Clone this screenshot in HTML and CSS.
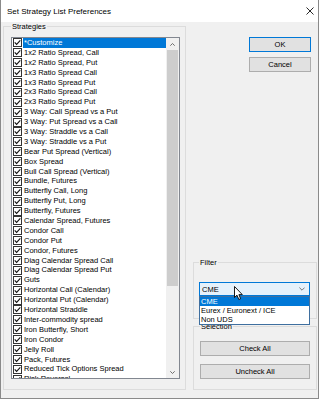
********
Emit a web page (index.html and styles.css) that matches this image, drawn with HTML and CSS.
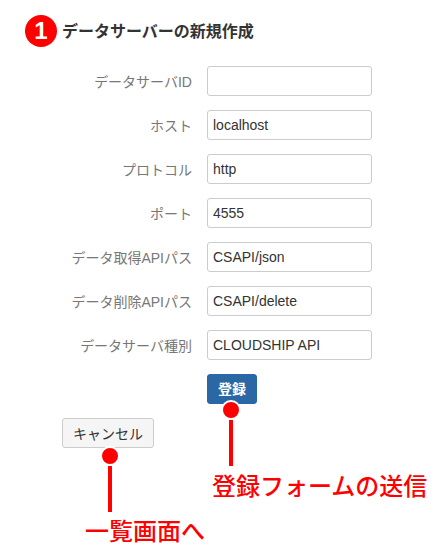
********
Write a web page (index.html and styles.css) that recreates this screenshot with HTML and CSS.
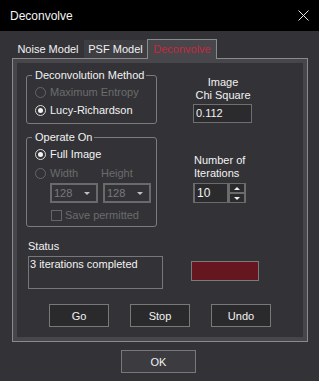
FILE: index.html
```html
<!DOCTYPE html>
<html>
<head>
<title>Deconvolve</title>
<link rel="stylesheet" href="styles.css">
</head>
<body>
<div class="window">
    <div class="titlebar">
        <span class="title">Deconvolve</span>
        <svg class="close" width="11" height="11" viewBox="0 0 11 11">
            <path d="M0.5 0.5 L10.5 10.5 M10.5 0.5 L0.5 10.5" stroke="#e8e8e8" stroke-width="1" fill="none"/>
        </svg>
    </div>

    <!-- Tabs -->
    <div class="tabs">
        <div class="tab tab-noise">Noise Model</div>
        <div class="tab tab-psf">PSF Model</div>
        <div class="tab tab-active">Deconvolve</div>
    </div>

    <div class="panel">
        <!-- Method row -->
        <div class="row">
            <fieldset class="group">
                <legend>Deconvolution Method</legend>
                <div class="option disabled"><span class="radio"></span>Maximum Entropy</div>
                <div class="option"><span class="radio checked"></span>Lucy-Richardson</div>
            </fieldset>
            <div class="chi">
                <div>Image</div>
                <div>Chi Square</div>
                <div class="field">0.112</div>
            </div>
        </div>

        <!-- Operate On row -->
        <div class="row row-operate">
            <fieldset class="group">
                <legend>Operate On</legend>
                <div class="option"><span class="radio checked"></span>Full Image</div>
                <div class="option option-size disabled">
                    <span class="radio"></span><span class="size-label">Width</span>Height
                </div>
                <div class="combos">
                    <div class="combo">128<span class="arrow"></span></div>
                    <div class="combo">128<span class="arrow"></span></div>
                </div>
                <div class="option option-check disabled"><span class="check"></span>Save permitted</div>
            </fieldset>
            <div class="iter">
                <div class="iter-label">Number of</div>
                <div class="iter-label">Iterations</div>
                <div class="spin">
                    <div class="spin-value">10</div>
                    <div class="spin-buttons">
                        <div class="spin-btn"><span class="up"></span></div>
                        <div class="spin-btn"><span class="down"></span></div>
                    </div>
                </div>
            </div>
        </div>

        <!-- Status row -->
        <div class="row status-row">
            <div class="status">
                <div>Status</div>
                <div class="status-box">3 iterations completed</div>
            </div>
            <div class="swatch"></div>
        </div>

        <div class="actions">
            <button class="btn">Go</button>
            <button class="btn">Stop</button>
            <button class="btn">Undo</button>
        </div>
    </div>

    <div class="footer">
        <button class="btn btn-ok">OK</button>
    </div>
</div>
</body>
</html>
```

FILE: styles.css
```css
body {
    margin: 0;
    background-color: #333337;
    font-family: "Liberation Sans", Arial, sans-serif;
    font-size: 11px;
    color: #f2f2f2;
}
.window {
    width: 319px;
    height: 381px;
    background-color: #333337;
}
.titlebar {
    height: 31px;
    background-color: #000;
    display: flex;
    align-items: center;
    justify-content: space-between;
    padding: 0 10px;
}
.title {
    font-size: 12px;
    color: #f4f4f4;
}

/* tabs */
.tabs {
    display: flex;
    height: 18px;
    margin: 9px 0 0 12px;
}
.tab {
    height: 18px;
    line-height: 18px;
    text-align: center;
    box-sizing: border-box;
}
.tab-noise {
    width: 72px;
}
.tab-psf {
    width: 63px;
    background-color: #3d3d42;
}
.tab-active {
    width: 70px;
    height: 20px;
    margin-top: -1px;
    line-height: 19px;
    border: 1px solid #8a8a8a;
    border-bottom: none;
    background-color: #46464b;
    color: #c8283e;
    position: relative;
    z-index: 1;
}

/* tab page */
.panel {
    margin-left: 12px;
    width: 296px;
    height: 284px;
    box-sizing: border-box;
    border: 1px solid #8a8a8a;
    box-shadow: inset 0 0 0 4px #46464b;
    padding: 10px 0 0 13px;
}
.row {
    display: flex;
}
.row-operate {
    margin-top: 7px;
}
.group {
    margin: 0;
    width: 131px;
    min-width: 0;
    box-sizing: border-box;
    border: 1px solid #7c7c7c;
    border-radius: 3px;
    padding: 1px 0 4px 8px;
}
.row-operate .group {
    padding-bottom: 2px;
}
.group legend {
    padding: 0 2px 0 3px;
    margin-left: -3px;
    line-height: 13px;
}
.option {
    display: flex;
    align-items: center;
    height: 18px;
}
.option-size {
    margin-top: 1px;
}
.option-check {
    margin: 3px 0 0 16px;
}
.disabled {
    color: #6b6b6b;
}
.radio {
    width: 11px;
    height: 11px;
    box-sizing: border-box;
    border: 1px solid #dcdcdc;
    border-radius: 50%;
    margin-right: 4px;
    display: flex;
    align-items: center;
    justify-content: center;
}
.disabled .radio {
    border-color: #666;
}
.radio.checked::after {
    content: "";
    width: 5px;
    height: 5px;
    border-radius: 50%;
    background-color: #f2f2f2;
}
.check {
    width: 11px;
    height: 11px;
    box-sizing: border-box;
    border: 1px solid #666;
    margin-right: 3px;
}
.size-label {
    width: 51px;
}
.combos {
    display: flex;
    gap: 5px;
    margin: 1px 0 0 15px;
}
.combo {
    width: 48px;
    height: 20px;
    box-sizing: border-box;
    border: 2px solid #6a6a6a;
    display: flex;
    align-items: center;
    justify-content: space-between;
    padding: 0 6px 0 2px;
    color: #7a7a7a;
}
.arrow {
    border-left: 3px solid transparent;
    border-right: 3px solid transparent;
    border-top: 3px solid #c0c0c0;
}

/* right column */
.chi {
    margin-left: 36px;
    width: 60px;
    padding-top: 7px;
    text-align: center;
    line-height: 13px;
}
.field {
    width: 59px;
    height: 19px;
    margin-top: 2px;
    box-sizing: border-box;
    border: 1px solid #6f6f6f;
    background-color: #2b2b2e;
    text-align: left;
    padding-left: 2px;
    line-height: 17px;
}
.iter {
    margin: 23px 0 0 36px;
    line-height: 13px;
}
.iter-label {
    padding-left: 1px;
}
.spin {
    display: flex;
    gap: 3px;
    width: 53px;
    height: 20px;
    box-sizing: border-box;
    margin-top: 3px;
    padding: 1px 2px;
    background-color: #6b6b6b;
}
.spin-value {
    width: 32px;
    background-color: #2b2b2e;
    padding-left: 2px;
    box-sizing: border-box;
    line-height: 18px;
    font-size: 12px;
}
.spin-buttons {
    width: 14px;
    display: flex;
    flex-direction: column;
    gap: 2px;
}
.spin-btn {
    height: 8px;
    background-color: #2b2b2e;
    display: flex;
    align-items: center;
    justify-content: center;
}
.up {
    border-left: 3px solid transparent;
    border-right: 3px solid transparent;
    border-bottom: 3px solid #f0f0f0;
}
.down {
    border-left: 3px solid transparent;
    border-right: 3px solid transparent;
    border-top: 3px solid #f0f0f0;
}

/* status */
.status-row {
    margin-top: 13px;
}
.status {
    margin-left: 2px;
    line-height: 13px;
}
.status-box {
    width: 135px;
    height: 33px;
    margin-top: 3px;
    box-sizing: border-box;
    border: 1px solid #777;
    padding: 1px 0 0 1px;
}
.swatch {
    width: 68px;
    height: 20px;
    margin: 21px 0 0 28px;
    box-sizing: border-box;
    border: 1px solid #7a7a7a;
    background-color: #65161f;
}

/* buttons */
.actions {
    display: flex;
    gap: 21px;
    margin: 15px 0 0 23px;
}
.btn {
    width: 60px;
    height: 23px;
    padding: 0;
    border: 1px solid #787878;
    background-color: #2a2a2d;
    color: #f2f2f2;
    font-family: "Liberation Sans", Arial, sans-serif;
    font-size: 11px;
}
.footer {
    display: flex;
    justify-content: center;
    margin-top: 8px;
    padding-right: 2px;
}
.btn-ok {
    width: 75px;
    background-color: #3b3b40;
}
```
********
* [Written request]: Pick out lines containing the word "index", each one as written.

* [Exercise output]:
Emit a web page (index.html and styles.css) that matches this image, drawn with HTML and CSS.
Write a web page (index.html and styles.css) that recreates this screenshot with HTML and CSS.
FILE: index.html
    z-index: 1;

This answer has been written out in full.